God must like stories. He gave many of them in the Bible. His further approval of the methodology is exemplified in the ministry of His Son on earth. Pray that the precious students who listen to your stories will see in you “a teacher come from God.”
Storytelling is a method which increases instructional productivity. Our teaching should get results in the lives of our students. Sometimes those results will be easily measured as in a simple test of certain areas of Bible knowledge, or in the ability to “tell back” the story to the teacher. Such learning is very legitimate. There are, however, behavioral results which are not so easily observed and seem to actually defy testing. How do you really measure whether a primary child has learned to love his friends more as a result of your fine story about the Good Samaritan? How long might a teacher have to wait to see if a story about Cain and Abel will produce new understanding of worship and heart attitude toward God in her children?
Yet we are engaged in teaching for these spiritual goals all the time. We dare not think that just because a story is fun (and many times it ought to be), it should not be measured by the standards which we apply to all methodology.
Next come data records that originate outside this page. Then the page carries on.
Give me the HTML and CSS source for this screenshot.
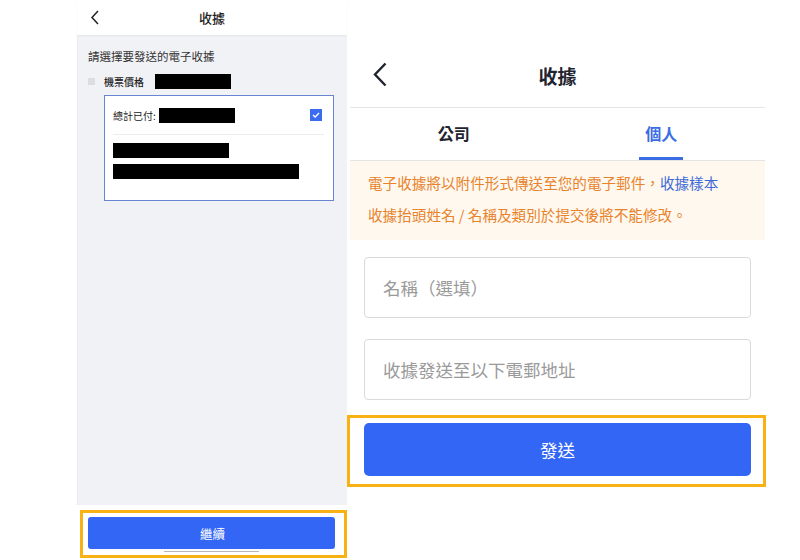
FILE: index.html
```html
<!DOCTYPE html>
<html lang="zh-Hant">
<head>
    <meta charset="UTF-8">
    <meta name="viewport" content="width=device-width, initial-scale=1.0">
    <title>收據</title>
    <link rel="stylesheet" href="styles.css">
</head>
<body>
    <div class="page">
        <div class="phone-small">
            <div class="small-header">
                <svg class="small-back" width="10" height="15" viewBox="0 0 10 15"><path d="M8 1 L2 7.5 L8 14" fill="none" stroke="#222" stroke-width="1.5"/></svg>
                <span class="small-title">收據</span>
                <span></span>
            </div>
            <div class="small-body">
                <p class="small-hint">請選擇要發送的電子收據</p>
                <div class="ticket-row">
                    <span class="tiny-box"></span>
                    <span class="ticket-label">機票價格</span>
                    <span class="redact r-price"></span>
                </div>
                <div class="paid-card">
                    <div class="paid-row">
                        <span class="paid-label">總計已付:</span>
                        <span class="redact r-paid"></span>
                        <span class="blue-check">
                            <svg width="8" height="6" viewBox="0 0 8 6"><path d="M1 3 L3.2 5 L7 1" fill="none" stroke="#fff" stroke-width="1.3"/></svg>
                        </span>
                    </div>
                    <div class="paid-sep"></div>
                    <span class="redact r-line1"></span>
                    <span class="redact r-line2"></span>
                </div>
            </div>
            <div class="small-footer">
                <div class="mark-box small-mark">
                    <button class="btn-small">繼續</button>
                    <div class="home-bar"></div>
                </div>
            </div>
        </div>

        <div class="phone-big">
            <div class="big-header">
                <svg class="big-back" width="16" height="25" viewBox="0 0 16 25"><path d="M13.5 1.5 L3 12.5 L13.5 23.5" fill="none" stroke="#1f2430" stroke-width="2.4"/></svg>
                <span class="big-title">收據</span>
                <span></span>
            </div>
            <div class="tabs">
                <div class="tab">公司</div>
                <div class="tab active">個人</div>
            </div>
            <div class="notice">
                電子收據將以附件形式傳送至您的電子郵件，<a class="sample">收據樣本</a><br>
                收據抬頭姓名 / 名稱及類別於提交後將不能修改。
            </div>
            <div class="form">
                <input class="field" type="text" placeholder="名稱（選填）">
                <input class="field" type="text" placeholder="收據發送至以下電郵地址">
            </div>
            <div class="mark-box big-mark">
                <button class="btn-big">發送</button>
            </div>
        </div>
    </div>
</body>
</html>
```

FILE: styles.css
```css
body { margin: 0; background: #fff; font-family: "Noto Sans CJK TC", "Noto Sans", sans-serif; color: #1f2430; }
.page { display: flex; align-items: flex-start; height: 560px; overflow: hidden; }

/* small phone on the left */
.phone-small { width: 270px; margin-left: 77px; display: flex; flex-direction: column; }
.small-header { height: 35px; display: grid; grid-template-columns: 1fr auto 1fr; align-items: center; background: #fff; box-shadow: 0 1px 2px rgba(0,0,0,0.05); position: relative; z-index: 1; }
.small-back { margin-left: 13px; }
.small-title { font-size: 13px; font-weight: 500; color: #222; }
.small-body { height: 470px; background: #f1f2f6; padding: 0 13px 0 11px; box-sizing: border-box; box-shadow: inset 1px 0 1px rgba(0,0,0,0.03); }
.small-hint { margin: 13px 0 0; font-size: 11.5px; line-height: 16px; color: #333; }
.ticket-row { display: flex; align-items: center; height: 16px; margin-top: 9px; }
.tiny-box { width: 7px; height: 7px; background: #dcdde2; }
.ticket-label { margin-left: 9px; font-size: 10px; font-weight: 500; color: #222; }
.redact { display: block; background: #000; }
.r-price { width: 76px; height: 15px; margin-left: 11px; }
.paid-card { margin: 6px 0 0 16px; height: 106px; background: #fff; border: 1px solid #6785d2; box-sizing: border-box; padding: 0 8px; }
.paid-row { display: flex; align-items: center; height: 38px; }
.paid-label { font-size: 10px; color: #222; }
.r-paid { width: 76px; height: 15px; margin-left: 3px; }
.blue-check { margin-left: auto; margin-right: 3px; width: 12px; height: 12px; background: #3b6cf0; display: flex; align-items: center; justify-content: center; }
.paid-sep { height: 1px; background: #ececec; margin-right: 1px; }
.r-line1 { width: 116px; height: 15px; margin-top: 8px; }
.r-line2 { width: 186px; height: 15px; margin-top: 6px; }
.small-footer { height: 55px; background: #fff; padding-top: 5px; box-sizing: border-box; }

/* orange highlight frames */
.mark-box { border: 3px solid #f8b213; box-sizing: border-box; background: #fff; }
.small-mark { width: 267px; height: 48px; margin-left: 3px; padding: 4px 9px 0 5px; }
.btn-small { display: block; width: 100%; height: 32px; border: none; border-radius: 3px; background: #3366f5; color: #fff; font-family: inherit; font-size: 12.5px; padding: 0 0 0 2px; }
.home-bar { width: 95px; height: 1px; background: #b9b9b9; margin: 2px auto 0; }

/* big phone on the right */
.phone-big { width: 415px; margin-left: 3px; padding-top: 40px; }
.big-header { height: 68px; box-sizing: border-box; padding-top: 4px; display: grid; grid-template-columns: 1fr auto 1fr; align-items: center; border-bottom: 1px solid #e4e4e6; }
.big-back { margin-left: 22px; margin-top: -2px; }
.big-title { font-size: 19px; font-weight: 700; color: #1f2430; }
.tabs { display: grid; grid-template-columns: 1fr 1fr; height: 52px; border-bottom: 1px solid #e4e4e6; }
.tab { display: flex; align-items: center; justify-content: center; font-size: 16px; font-weight: 600; color: #1f2430; position: relative; padding-bottom: 3px; }
.tab.active { color: #3a6de3; }
.tab.active::after { content: ""; position: absolute; bottom: 0; left: 50%; margin-left: -22px; width: 44px; height: 3px; background: #3a6de3; }
.notice { background: #fff8ef; color: #e8832c; font-size: 14.6px; line-height: 32px; padding: 6px 0 9px 18px; white-space: nowrap; }
.sample { color: #3d6ad8; }
.form { display: flex; flex-direction: column; gap: 21px; padding: 17px 14px 0; }
.field { height: 61px; border: 1px solid #dadada; border-radius: 4px; padding: 0 0 0 18px; font-family: inherit; font-size: 17.5px; box-sizing: border-box; outline: none; }
.field::placeholder { color: #9a9a9a; }
.big-mark { margin: 15px -1px 0 -3px; padding: 5px 12px 8px 14px; }
.btn-big { display: block; width: 100%; height: 53px; border: none; border-radius: 5px; background: #3366f5; color: #fff; font-family: inherit; font-size: 17.5px; }
```
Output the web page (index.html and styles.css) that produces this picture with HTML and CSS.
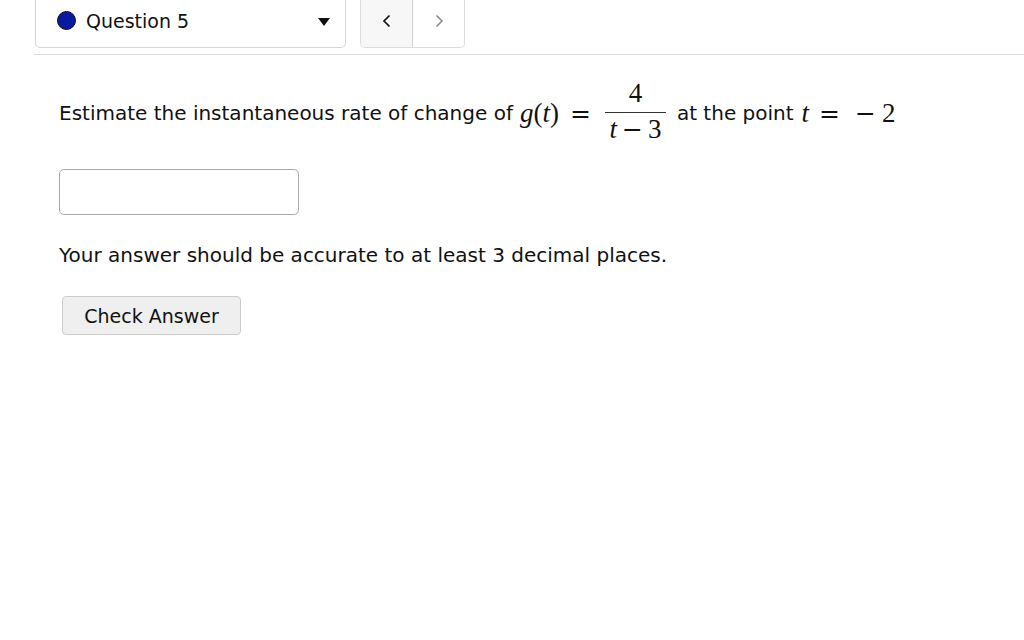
FILE: index.html
```html
<!DOCTYPE html>
<html>
<head>
<meta charset="utf-8">
<link rel="stylesheet" href="styles.css">
</head>
<body>
<div class="page">
  <div class="topbar">
    <div class="qselect">
      <span class="dot"></span>
      <span class="qlabel">Question 5</span>
      <span class="caret"></span>
    </div>
    <div class="nav">
      <span class="navbtn prev">
        <svg width="12" height="16" viewBox="0 0 12 16"><path d="M8.5 2.5 L3 8 L8.5 13.5" fill="none" stroke="#111" stroke-width="1.7"/></svg>
      </span>
      <span class="navbtn next">
        <svg width="12" height="16" viewBox="0 0 12 16"><path d="M3.5 2.5 L9 8 L3.5 13.5" fill="none" stroke="#888" stroke-width="1.5"/></svg>
      </span>
    </div>
  </div>
  <div class="rule"></div>
  <div class="content">
    <p class="question">
      <span>Estimate the instantaneous rate of change of</span>
      <span class="math gt"><i>g</i>(<i>t</i>)</span>
      <span class="sym eq1">=</span>
      <span class="frac"><span class="num">4</span><span class="den"><i>t</i><span class="sym minus">−</span>3</span></span>
      <span class="txt2">at the point</span>
      <span class="math tvar"><i>t</i></span>
      <span class="sym eq2">=</span>
      <span class="sym neg">−</span>
      <span class="math two">2</span>
    </p>
    <div class="answer"></div>
    <p class="note">Your answer should be accurate to at least 3 decimal places.</p>
    <button class="check">Check Answer</button>
  </div>
</div>
</body>
</html>
```
FILE: styles.css
```css
html, body {
  margin: 0;
  padding: 0;
  background: #fff;
}
body {
  font-family: "DejaVu Sans", sans-serif;
  color: #111;
}
.page {
  width: 1024px;
}
.topbar {
  display: flex;
  align-items: flex-start;
  padding-left: 35px;
  gap: 14px;
}
.qselect {
  box-sizing: border-box;
  width: 311px;
  height: 48px;
  border: 1px solid #d6d6d6;
  border-top: none;
  border-radius: 0 0 5px 5px;
  display: flex;
  align-items: center;
  padding: 0 15px 6px 21px;
}
.dot {
  width: 19px;
  height: 19px;
  border-radius: 50%;
  background: #0a1aa0;
  border: 1px solid #111;
  box-sizing: border-box;
  flex: none;
}
.qlabel {
  margin-left: 10px;
  font-size: 19px;
  flex: 1;
}
.caret {
  width: 0;
  height: 0;
  border-left: 6px solid transparent;
  border-right: 6px solid transparent;
  border-top: 8px solid #111;
  margin-top: 2px;
}
.nav {
  display: flex;
  height: 48px;
  box-sizing: border-box;
  border: 1px solid #dcdcdc;
  border-top: none;
  border-radius: 0 0 5px 5px;
  overflow: hidden;
}
.navbtn {
  width: 51px;
  display: flex;
  align-items: center;
  justify-content: center;
  padding-bottom: 6px;
}
.prev {
  background: #f7f7f7;
  border-right: 1px solid #d0d0d0;
}
.next {
  background: #fff;
}
.rule {
  margin: 6px 0 0 34px;
  height: 1px;
  background: #dcdcdc;
}
.content {
  padding-left: 59px;
}
.question {
  margin: 0;
  padding-top: 25px;
  font-size: 20px;
  display: flex;
  align-items: center;
  height: 66px;
}
.math {
  font-family: "Liberation Serif", "DejaVu Serif", serif;
  font-size: 27px;
}
.sym {
  font-family: "DejaVu Serif", serif;
  font-size: 25px;
}
.gt {
  margin-left: 7px;
}
.eq1 {
  margin-left: 11px;
}
.frac {
  display: inline-flex;
  flex-direction: column;
  align-items: stretch;
  text-align: center;
  font-family: "Liberation Serif", "DejaVu Serif", serif;
  font-size: 27px;
  margin: 0 0 4px 14px;
  width: 61px;
}
.num {
  padding-bottom: 5px;
  line-height: 28px;
}
.den {
  border-top: 1px solid #333;
  padding-top: 2px;
  line-height: 28px;
  display: flex;
  justify-content: center;
  align-items: baseline;
}
.minus {
  margin: 0 5px;
}
.txt2 {
  margin-left: 11px;
}
.tvar {
  margin-left: 8px;
}
.eq2 {
  margin-left: 10px;
}
.neg {
  margin-left: 15px;
}
.two {
  margin-left: 6px;
}
.answer {
  margin-top: 23px;
  width: 240px;
  height: 46px;
  box-sizing: border-box;
  border: 1px solid #aaa;
  border-radius: 5px;
}
.note {
  margin: 28px 0 0;
  font-size: 20px;
}
.check {
  margin: 29px 0 0 3px;
  width: 179px;
  height: 39px;
  font-family: "DejaVu Sans", sans-serif;
  font-size: 19px;
  color: #111;
  background: #efefef;
  border: 1px solid #ccc;
  border-radius: 4px;
}
```
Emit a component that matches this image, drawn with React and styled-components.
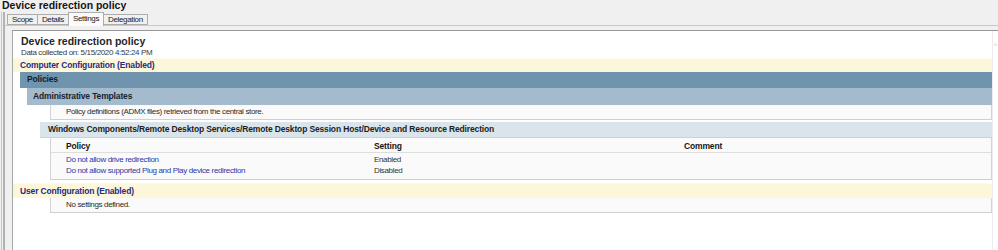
import React from 'react';
import styled, { createGlobalStyle } from 'styled-components';

const GlobalStyle = createGlobalStyle`
  html, body {
    margin: 0;
    padding: 0;
    background: #f0f0f0;
  }
  body {
    font-family: "Liberation Sans", Arial, sans-serif;
    overflow: hidden;
  }
`;

const Window = styled.div`
  height: 250px;
  display: flex;
  flex-direction: column;
  overflow: hidden;
`;

const WindowTitle = styled.div`
  margin-top: -1px;
  padding-left: 2px;
  height: 13px;
  line-height: 12px;
  font-size: 10.5px;
  font-weight: bold;
  color: #151515;
`;

const Body = styled.div`
  flex: 1;
  display: flex;
  flex-direction: column;
  margin-left: 1px;
  border-left: 1px solid #c6c6c6;
  min-height: 0;
`;

const Pane = styled.div`
  flex: 1;
  display: flex;
  flex-direction: column;
  margin-left: 1px;
  border-left: 2px solid #b2b2b2;
  min-height: 0;
`;

const TabStrip = styled.div`
  display: flex;
  align-items: flex-end;
  height: 13px;
  padding-left: 3px;
  position: relative;
  z-index: 1;
`;

const Tab = styled.div`
  box-sizing: border-box;
  height: ${p => (p.$active ? 14 : 11)}px;
  margin-left: -1px;
  margin-bottom: ${p => (p.$active ? -1 : 0)}px;
  padding: ${p => (p.$active ? '1px 4px 0' : '0 4px')};
  border: 1px solid #adadad;
  border-bottom: ${p => (p.$active ? 'none' : '1px solid #adadad')};
  background: ${p => (p.$active ? '#fbfbfb' : '#f0f0f0')};
  font-size: 8px;
  letter-spacing: -0.35px;
  line-height: 9px;
  color: #222;
  white-space: nowrap;
`;

const TabPanel = styled.div`
  flex: 1;
  display: flex;
  flex-direction: column;
  border-top: 1px solid #c9c9c9;
  padding: 4px 0 0 7px;
  min-height: 0;
`;

const ContentBox = styled.div`
  flex: 1;
  display: flex;
  background: #fff;
  border-top: 1px solid #979797;
  border-left: 1px solid #a8a8a8;
  min-height: 0;
`;

const Report = styled.div`
  flex: 1;
  display: flex;
  flex-direction: column;
  min-width: 0;
`;

const ScrollTrack = styled.div`
  width: 5px;
  display: flex;
  flex-direction: column;
  align-items: center;
  padding-top: 12px;
  color: #c4c4c4;
  font-size: 7px;
  line-height: 6px;
  border-left: 1px solid #ececec;
`;

const ReportHead = styled.div`
  padding: 3px 0 1px 8px;
`;

const ReportTitle = styled.div`
  font-size: 10.5px;
  font-weight: bold;
  line-height: 14px;
  color: #262626;
`;

const Collected = styled.div`
  font-size: 8px;
  letter-spacing: -0.35px;
  line-height: 9px;
  color: #3a3a3a;
`;

const ConfigHeader = styled.div`
  margin-top: ${p => p.$gap || 0}px;
  height: ${p => p.$height || 13}px;
  line-height: ${p => p.$height || 13}px;
  padding-left: 7px;
  background: #fcf6da;
  border-top: 1px solid #fffbea;
  font-size: 8.5px;
  font-weight: bold;
  letter-spacing: -0.15px;
  color: #2a2a80;
`;

const levels = {
  1: { indent: 7, pad: 7, bg: '#7194ae', color: '#0f1d2a', height: 15, gap: 0 },
  2: { indent: 14, pad: 6, bg: '#a4bacd', color: '#17232f', height: 16, gap: 0 },
  3: { indent: 27, pad: 8, bg: '#d9e4eb', color: '#1d1d1d', height: 15, gap: 2 },
};

const CategoryBar = styled.div`
  margin-left: ${p => levels[p.$level].indent}px;
  margin-top: ${p => levels[p.$level].gap}px;
  height: ${p => levels[p.$level].height}px;
  line-height: ${p => levels[p.$level].height}px;
  padding-left: ${p => levels[p.$level].pad}px;
  background: ${p => levels[p.$level].bg};
  border-bottom: 1px solid ${p => (p.$level === 3 ? '#c8d3db' : 'transparent')};
  font-size: 8.5px;
  font-weight: bold;
  letter-spacing: -0.15px;
  color: ${p => levels[p.$level].color};
  white-space: nowrap;
`;

const InfoRow = styled.div`
  margin-left: 37px;
  height: 14px;
  line-height: 14px;
  padding-left: 15px;
  background: #fafafa;
  border-left: 1px solid #d4d4d4;
  border-right: 1px solid #d4d4d4;
  border-bottom: 1px solid #d0d0d0;
  font-size: 8px;
  letter-spacing: -0.35px;
  color: #2a2a2a;
`;

const PolicyTable = styled.div`
  margin-left: 37px;
  padding: 3px 0 3px 15px;
  background: #fafafa;
  border-left: 1px solid #d4d4d4;
  border-right: 1px solid #d4d4d4;
  border-bottom: 1px solid #cdcdcd;
  display: grid;
  grid-template-columns: 308px 310px 1fr;
  font-size: 8px;
  letter-spacing: -0.35px;
`;

const HeadCell = styled.div`
  height: 11px;
  line-height: 11px;
  font-size: 8.5px;
  font-weight: bold;
  letter-spacing: -0.15px;
  color: #161616;
`;

const HeadRule = styled.div`
  grid-column: 1 / -1;
  height: 0;
  margin-left: -15px;
  border-top: 1px solid #dedede;
  margin-bottom: 1px;
`;

const Cell = styled.div`
  height: 11px;
  line-height: 11px;
  color: ${p => (p.$link ? '#2d36a8' : '#333')};
  white-space: nowrap;
`;

const rows = [
  ['Do not allow drive redirection', 'Enabled', ''],
  ['Do not allow supported Plug and Play device redirection', 'Disabled', ''],
];

export default function App() {
  return (
    <>
      <GlobalStyle />
      <Window>
        <WindowTitle>Device redirection policy</WindowTitle>
        <Body>
          <Pane>
            <TabStrip>
              <Tab>Scope</Tab>
              <Tab>Details</Tab>
              <Tab $active>Settings</Tab>
              <Tab>Delegation</Tab>
            </TabStrip>
            <TabPanel>
              <ContentBox>
                <Report>
                  <ReportHead>
                    <ReportTitle>Device redirection policy</ReportTitle>
                    <Collected>Data collected on: 5/15/2020 4:52:24 PM</Collected>
                  </ReportHead>
                  <ConfigHeader>Computer Configuration (Enabled)</ConfigHeader>
                  <CategoryBar $level={1}>Policies</CategoryBar>
                  <CategoryBar $level={2}>Administrative Templates</CategoryBar>
                  <InfoRow>Policy definitions (ADMX files) retrieved from the central store.</InfoRow>
                  <CategoryBar $level={3}>
                    Windows Components/Remote Desktop Services/Remote Desktop Session Host/Device and Resource Redirection
                  </CategoryBar>
                  <PolicyTable>
                    <HeadCell>Policy</HeadCell>
                    <HeadCell>Setting</HeadCell>
                    <HeadCell>Comment</HeadCell>
                    <HeadRule />
                    {rows.map(([name, setting, comment]) => (
                      <React.Fragment key={name}>
                        <Cell $link>{name}</Cell>
                        <Cell>{setting}</Cell>
                        <Cell>{comment}</Cell>
                      </React.Fragment>
                    ))}
                  </PolicyTable>
                  <ConfigHeader $gap={3} $height={14}>User Configuration (Enabled)</ConfigHeader>
                  <InfoRow>No settings defined.</InfoRow>
                </Report>
                <ScrollTrack>^</ScrollTrack>
              </ContentBox>
            </TabPanel>
          </Pane>
        </Body>
      </Window>
    </>
  );
}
Christian education should make life-change one of the constantly guarded goals of any teaching methodology.
Can storytelling stand up to this kind of a challenge? Of course it can. The parabolic ministry of our Lord is a clear-cut example of storytelling methodology geared to productivity in the lives of His listeners. Remember the kingdom parables of Matthew 13? The Bible tells us that our Lord bad a two-fold purpose in these short stories. The disciples were to find in them further help and understanding of Christ’s mission in the world and how it affected them. The unbelievers, on the other hand, were to be further confused by His teaching. The unfolding of the rest of the Gospel demonstrates that these objectives were realized. May the Holy Spirit enable us to adopt such a serious posture with respect to the dynamic of this teaching method.